Narratives require business owners to outline exactly how they’ve experienced bias and discrimination based on their identity. That needs to be supported by detailed descriptions of incidents that show “chronic and substantial social disadvantage,” according to SBA guidance. Those descriptions should include “who, what, where, why, when, and how discrimination or bias occurred,” SBA says.
While businesses can complete the narratives themselves, Pottroff said that the SBA’s requirements are very specific and recommended that companies that have the ability and resources seek assistance. However, Pottroff also said she hopes the SBA process generally gets easier so that more people can successfully complete them on their own.
Wong said whether a business owner should seek counsel depends on the person. He recommends business owners write their narratives in three sections for education, employment, and business with three examples each. “And try to be as specific as possible,” Wong said.

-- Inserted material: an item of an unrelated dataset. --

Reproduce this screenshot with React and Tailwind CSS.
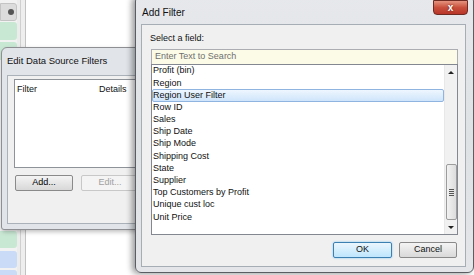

Moriarty said those examples can include details as specific as what someone was wearing at the time or what car they were driving.
While some delays or inconsistencies are possible with the change, Wong said he expects the end of the fiscal year to be “fairly unremarkable” for SBA. He voiced support for SBA’s longtime associate general counsel for procurement law, John Klein, who has shared guidance about the change with those in the 8(a) community. Wong said he believes Klein will come up with a solution that’s “efficient and effective for government.”
In the meantime, Moriarty emphasized “the clock is ticking” for businesses that want to be eligible for contract awards that are upcoming.
“If you’re an 8(a) and there’s a contract that you have an eye on that you want to be insured that you’re eligible for, there is no time like the present to get moving on this thing,” Moriarty said.